Written request: Report every line below that holds the word "components".

Raw data:
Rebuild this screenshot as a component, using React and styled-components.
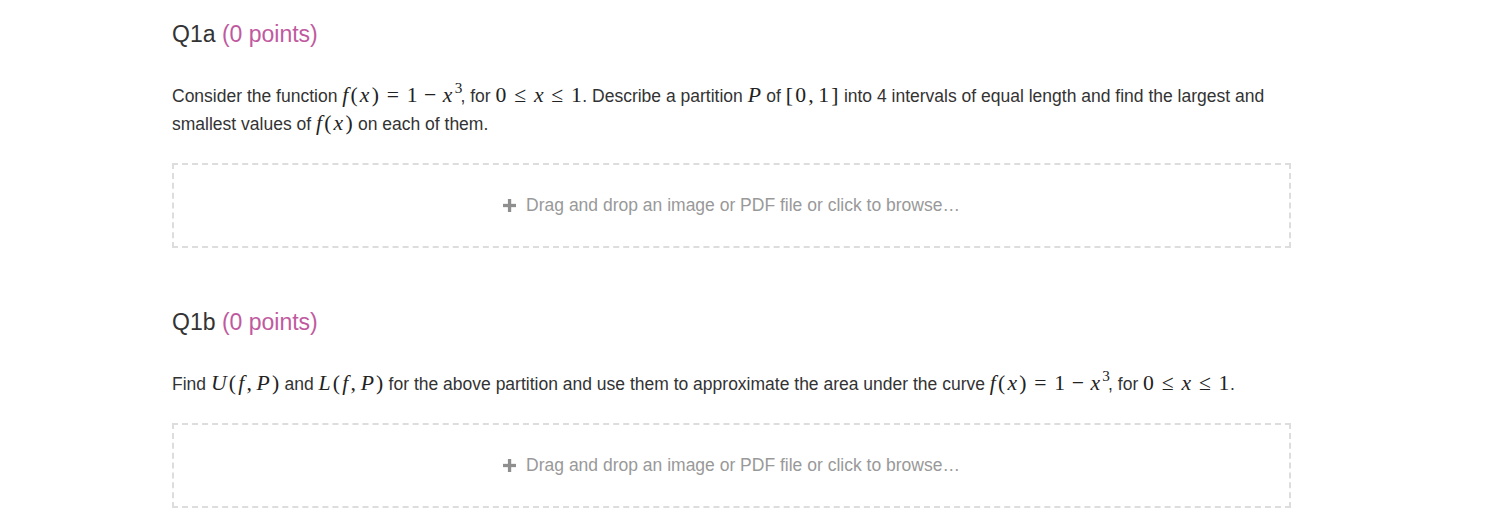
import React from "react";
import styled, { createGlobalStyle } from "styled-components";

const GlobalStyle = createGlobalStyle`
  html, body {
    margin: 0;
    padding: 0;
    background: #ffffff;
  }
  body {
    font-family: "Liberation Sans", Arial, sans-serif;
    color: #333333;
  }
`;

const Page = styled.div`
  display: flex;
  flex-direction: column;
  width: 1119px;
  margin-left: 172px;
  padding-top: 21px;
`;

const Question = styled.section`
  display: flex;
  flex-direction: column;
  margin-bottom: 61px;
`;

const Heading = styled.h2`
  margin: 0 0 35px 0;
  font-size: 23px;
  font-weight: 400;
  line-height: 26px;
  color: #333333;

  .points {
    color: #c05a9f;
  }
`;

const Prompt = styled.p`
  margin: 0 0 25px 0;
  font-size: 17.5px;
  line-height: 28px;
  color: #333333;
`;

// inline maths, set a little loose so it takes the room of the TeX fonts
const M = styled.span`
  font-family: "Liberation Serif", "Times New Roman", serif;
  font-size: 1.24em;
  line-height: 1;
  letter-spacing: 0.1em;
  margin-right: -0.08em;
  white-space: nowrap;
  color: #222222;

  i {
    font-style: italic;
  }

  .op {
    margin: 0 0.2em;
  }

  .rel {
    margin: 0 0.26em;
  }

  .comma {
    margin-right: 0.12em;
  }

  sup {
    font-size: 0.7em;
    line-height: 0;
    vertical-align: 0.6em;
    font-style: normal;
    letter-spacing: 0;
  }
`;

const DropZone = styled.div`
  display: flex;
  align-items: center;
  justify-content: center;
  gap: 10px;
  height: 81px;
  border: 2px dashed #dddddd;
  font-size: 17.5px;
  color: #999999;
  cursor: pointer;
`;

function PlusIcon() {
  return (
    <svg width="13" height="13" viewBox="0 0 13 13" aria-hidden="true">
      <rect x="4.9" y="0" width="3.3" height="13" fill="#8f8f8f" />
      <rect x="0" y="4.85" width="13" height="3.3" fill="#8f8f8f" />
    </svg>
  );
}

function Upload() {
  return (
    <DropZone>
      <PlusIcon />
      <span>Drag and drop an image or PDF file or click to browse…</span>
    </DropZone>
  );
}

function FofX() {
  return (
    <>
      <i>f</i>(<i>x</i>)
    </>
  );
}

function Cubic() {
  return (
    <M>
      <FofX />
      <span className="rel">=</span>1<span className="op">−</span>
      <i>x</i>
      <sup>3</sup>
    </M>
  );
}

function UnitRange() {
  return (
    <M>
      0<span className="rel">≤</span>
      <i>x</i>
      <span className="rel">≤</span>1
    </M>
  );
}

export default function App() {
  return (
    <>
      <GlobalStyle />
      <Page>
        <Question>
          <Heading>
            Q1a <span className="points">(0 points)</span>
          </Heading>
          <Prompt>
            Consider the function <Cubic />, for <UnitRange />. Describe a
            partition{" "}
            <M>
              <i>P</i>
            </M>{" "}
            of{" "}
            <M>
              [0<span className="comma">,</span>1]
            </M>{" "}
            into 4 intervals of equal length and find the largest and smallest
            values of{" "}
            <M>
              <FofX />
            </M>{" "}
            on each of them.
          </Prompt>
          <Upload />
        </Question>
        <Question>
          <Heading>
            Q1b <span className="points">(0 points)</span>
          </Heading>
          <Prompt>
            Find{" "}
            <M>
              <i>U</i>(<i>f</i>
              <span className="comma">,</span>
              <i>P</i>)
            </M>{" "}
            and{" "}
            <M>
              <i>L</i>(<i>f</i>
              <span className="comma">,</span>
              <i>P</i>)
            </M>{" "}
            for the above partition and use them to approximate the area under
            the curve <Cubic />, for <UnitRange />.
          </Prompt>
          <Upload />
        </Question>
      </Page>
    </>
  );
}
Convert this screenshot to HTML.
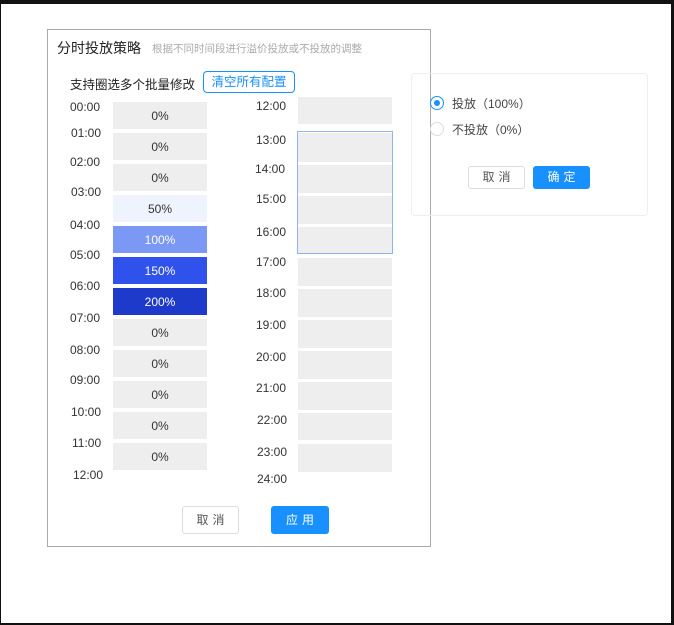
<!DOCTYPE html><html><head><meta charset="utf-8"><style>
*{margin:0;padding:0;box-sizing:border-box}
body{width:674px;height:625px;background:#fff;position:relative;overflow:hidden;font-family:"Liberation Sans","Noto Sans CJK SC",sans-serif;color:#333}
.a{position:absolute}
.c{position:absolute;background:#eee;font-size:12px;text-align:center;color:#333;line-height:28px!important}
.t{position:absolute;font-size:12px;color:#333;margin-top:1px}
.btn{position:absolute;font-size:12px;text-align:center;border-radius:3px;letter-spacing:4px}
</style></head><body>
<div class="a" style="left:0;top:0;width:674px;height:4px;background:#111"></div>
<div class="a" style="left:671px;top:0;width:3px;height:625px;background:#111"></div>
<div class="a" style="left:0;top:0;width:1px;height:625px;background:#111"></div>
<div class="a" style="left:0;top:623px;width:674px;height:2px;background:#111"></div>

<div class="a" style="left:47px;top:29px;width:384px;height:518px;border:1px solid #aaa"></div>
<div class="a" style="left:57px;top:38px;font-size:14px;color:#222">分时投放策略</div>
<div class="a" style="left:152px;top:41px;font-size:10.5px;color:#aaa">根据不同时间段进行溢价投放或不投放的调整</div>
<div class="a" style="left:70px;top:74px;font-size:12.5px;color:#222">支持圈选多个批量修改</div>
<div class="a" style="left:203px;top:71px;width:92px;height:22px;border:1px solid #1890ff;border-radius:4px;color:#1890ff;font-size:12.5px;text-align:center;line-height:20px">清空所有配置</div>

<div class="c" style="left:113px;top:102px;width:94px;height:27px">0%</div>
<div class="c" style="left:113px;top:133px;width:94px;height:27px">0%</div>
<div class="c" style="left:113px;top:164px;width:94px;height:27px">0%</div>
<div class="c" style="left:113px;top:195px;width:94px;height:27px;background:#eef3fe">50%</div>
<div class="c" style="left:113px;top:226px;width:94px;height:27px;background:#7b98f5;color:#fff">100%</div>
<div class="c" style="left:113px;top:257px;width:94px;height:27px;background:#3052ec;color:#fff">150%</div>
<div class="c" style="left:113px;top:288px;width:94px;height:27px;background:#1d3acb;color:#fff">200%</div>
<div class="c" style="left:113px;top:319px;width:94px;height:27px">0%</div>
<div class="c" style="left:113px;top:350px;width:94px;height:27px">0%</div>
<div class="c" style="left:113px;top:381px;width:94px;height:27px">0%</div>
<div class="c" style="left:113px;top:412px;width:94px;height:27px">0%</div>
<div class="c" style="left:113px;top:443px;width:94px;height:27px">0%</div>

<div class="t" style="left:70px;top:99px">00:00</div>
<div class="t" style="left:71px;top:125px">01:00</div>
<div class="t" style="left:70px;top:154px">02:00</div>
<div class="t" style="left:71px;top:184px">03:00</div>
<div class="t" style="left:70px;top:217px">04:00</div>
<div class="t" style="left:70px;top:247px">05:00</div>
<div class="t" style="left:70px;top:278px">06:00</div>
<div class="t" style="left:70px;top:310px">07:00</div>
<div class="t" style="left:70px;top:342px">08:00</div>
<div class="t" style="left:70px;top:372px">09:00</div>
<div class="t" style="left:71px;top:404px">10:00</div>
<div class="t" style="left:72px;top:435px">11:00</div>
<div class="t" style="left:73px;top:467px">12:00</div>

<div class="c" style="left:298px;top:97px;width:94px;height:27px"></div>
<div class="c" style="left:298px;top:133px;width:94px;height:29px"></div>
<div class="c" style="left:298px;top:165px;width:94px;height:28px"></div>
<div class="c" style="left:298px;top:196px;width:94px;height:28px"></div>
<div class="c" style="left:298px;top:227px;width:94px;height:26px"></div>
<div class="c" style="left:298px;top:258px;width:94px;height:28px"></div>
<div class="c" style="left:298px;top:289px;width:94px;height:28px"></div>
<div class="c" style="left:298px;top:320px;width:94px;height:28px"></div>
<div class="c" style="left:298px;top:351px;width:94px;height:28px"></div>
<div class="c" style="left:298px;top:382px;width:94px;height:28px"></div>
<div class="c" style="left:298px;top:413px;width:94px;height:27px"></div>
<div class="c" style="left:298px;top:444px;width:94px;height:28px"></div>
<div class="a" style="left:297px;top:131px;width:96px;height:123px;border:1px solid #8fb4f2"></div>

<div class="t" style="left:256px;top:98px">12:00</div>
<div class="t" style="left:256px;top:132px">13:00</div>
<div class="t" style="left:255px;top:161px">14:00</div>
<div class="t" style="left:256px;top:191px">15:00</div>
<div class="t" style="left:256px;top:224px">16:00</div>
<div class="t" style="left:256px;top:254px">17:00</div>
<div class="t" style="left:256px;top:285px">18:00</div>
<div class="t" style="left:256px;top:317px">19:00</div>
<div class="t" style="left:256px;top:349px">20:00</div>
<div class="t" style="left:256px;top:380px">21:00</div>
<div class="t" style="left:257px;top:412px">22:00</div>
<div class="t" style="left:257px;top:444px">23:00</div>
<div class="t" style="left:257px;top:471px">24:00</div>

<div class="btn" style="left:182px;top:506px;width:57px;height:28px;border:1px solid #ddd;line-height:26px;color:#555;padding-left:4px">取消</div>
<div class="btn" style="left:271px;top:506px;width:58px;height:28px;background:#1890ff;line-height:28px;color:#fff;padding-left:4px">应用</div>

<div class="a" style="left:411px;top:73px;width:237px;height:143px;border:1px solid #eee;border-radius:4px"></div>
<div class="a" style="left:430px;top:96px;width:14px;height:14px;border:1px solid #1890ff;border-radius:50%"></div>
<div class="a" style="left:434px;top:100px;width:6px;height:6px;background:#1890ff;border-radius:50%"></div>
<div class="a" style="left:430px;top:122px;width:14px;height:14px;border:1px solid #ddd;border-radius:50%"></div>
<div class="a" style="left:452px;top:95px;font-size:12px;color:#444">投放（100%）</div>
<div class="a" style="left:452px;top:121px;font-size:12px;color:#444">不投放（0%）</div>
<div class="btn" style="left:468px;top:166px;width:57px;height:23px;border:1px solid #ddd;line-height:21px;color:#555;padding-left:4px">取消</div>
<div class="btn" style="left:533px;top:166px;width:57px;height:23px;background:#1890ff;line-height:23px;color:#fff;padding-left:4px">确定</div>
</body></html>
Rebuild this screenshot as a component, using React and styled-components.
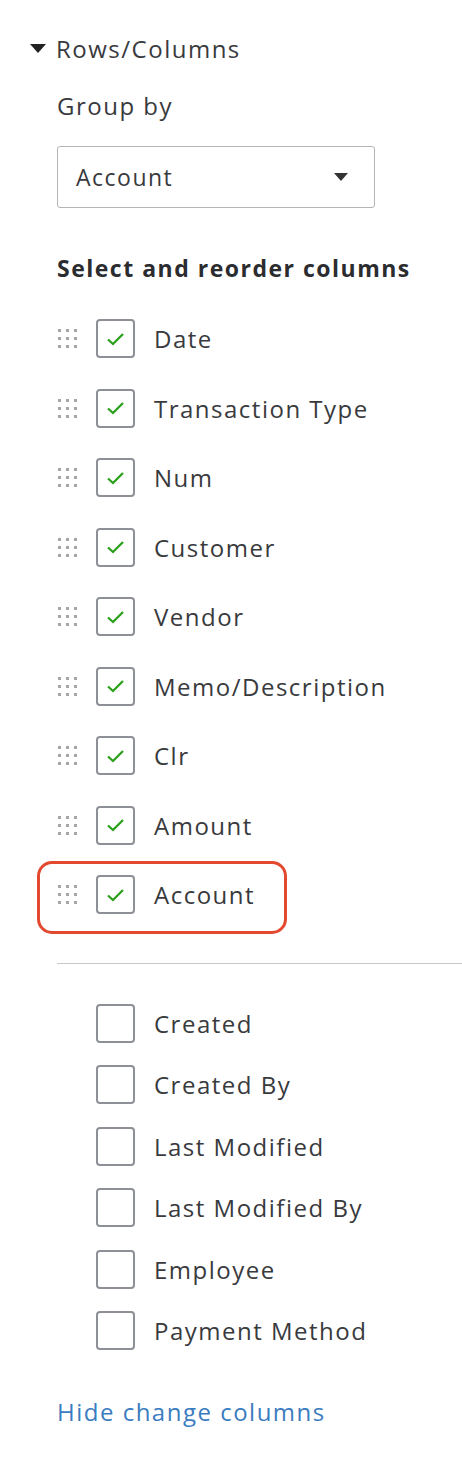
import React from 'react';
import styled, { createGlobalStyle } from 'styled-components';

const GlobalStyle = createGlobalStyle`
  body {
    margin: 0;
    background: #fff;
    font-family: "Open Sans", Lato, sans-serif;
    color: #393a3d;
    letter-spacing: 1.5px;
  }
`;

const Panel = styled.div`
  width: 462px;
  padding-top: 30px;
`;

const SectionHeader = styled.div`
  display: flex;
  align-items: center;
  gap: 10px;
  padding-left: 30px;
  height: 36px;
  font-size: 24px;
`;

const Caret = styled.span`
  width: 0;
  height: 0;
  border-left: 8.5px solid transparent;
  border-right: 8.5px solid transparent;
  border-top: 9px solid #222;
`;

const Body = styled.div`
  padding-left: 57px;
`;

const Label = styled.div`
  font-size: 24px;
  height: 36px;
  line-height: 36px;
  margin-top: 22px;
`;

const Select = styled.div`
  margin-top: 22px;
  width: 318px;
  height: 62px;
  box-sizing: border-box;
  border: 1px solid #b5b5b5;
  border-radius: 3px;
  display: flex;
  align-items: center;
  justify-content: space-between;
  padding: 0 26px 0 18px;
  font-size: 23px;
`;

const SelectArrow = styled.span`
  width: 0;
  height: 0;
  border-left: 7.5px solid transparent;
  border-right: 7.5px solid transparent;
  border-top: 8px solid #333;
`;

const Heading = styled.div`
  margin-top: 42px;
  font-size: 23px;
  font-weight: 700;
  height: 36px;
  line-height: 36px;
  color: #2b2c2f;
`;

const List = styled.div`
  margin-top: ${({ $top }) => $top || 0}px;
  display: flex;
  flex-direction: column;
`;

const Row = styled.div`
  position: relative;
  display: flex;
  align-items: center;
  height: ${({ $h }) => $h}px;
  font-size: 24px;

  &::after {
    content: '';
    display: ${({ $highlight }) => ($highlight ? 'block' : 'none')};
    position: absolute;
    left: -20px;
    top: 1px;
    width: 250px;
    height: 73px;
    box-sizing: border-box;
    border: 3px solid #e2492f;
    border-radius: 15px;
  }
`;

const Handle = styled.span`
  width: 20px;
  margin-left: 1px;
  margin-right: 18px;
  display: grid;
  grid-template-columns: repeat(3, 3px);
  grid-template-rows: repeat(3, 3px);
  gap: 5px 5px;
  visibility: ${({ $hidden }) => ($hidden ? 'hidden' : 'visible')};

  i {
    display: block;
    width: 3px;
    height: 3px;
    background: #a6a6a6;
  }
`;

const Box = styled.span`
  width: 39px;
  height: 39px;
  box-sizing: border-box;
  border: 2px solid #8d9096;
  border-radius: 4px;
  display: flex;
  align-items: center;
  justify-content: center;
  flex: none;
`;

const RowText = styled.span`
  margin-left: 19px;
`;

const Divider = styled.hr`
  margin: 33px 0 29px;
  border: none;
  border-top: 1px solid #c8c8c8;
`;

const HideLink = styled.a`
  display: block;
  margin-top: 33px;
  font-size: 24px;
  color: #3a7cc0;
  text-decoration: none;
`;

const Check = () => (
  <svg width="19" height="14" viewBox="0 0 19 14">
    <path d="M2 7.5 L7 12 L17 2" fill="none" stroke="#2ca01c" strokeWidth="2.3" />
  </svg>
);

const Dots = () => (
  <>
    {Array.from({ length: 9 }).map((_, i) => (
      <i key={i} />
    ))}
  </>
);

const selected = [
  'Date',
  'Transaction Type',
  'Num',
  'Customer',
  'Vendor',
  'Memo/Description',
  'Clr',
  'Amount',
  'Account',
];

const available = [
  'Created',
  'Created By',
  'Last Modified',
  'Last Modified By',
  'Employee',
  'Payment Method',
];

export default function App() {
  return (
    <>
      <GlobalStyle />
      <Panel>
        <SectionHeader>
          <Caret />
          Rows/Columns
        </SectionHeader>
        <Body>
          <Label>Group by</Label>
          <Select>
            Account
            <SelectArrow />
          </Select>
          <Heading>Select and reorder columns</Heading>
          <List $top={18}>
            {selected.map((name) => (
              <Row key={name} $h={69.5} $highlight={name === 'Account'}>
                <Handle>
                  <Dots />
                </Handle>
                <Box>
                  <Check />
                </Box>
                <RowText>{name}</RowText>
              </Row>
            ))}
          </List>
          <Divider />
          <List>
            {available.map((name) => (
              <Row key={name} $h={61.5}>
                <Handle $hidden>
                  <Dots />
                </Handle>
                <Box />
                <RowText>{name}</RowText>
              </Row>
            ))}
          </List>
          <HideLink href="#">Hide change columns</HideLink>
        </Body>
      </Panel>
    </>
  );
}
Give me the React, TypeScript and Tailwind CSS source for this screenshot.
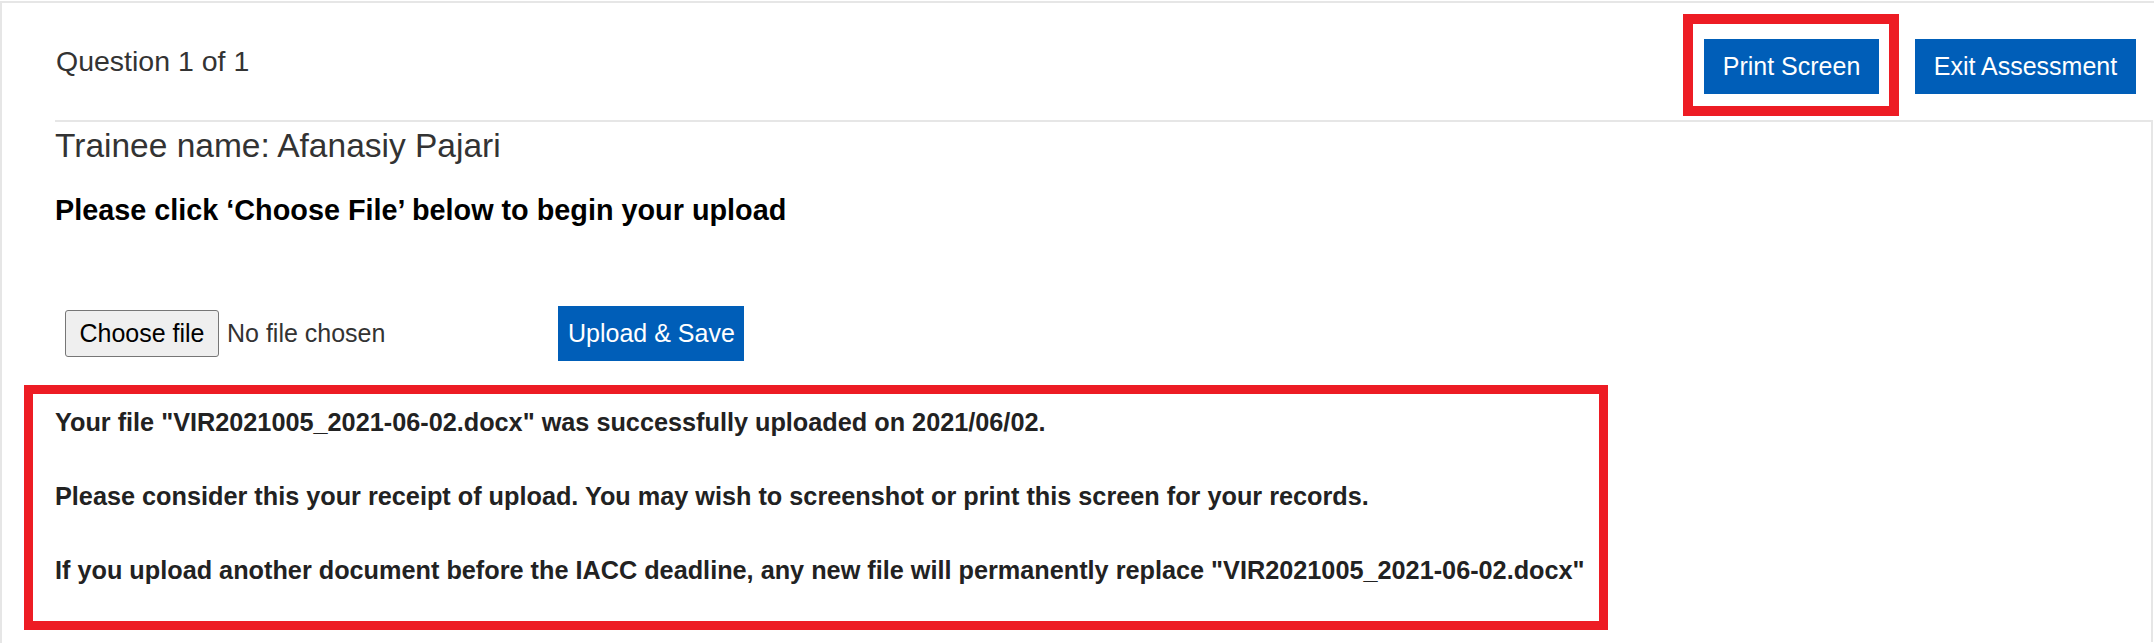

The output:
Rebuild this screenshot as a component, using React and styled-components.
import styled, { createGlobalStyle } from "styled-components";
Rebuild this screenshot as a component, using React and styled-components.
import styled, { createGlobalStyle } from 'styled-components';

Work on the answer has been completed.